The purpose of entering into a contract is set forth clearly and concisely the material terms agreed to by the parties and to affect a means of enforcing those terms should there be a dispute. A good attorney or other negotiator will ensure that all material terms are agreed to and that important factors such as the time and manner of payment are included in the contract regardless of any law or court decision that may appear to minimize their importance. Having a clear understanding of the contractual relationship is the best way to minimize potential misunderstandings and avoid future disputes. Whether a court will ultimately enforce the contract has little benefit to parties embroiled in a battle over when and how each side is to be compensated. The object of a good contract is to avoid these kinds of disputes in the first place. Such disputes are costly to businesses even with the long term prospect of prevailing in court. A business’ goodwill, reputation and bottom line all may suffer by the dispute’s mere existence. Too often, businesses and their lawyers lose sight of these practical aspects.

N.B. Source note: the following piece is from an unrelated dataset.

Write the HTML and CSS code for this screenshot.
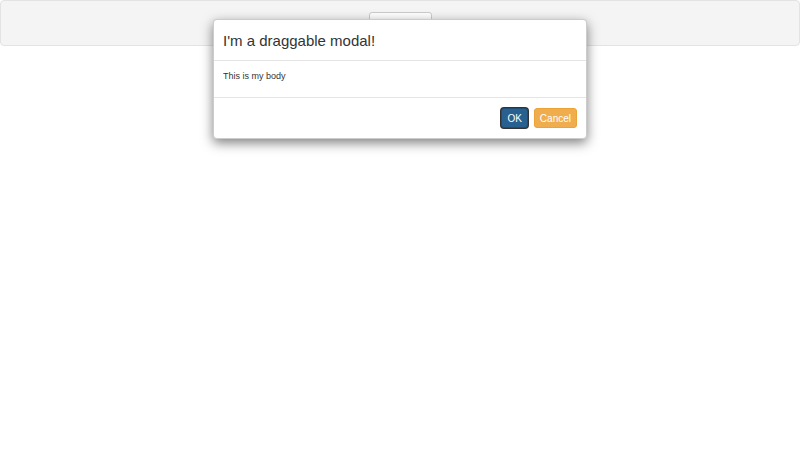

Of course, the Patel decision will impact the enforceability of many existing California contracts, particularly those executed by unsophisticated parties without the benefit of a contract attorney. In fact, the contract at issue in Patel was a short contract in the form of a proposal sent by fax. The point of this article is that while Patel may be the law of the land for California, San Diego businesses shouldn’t rely on it and similar decisions in place of common sense and sound contractual negotiation.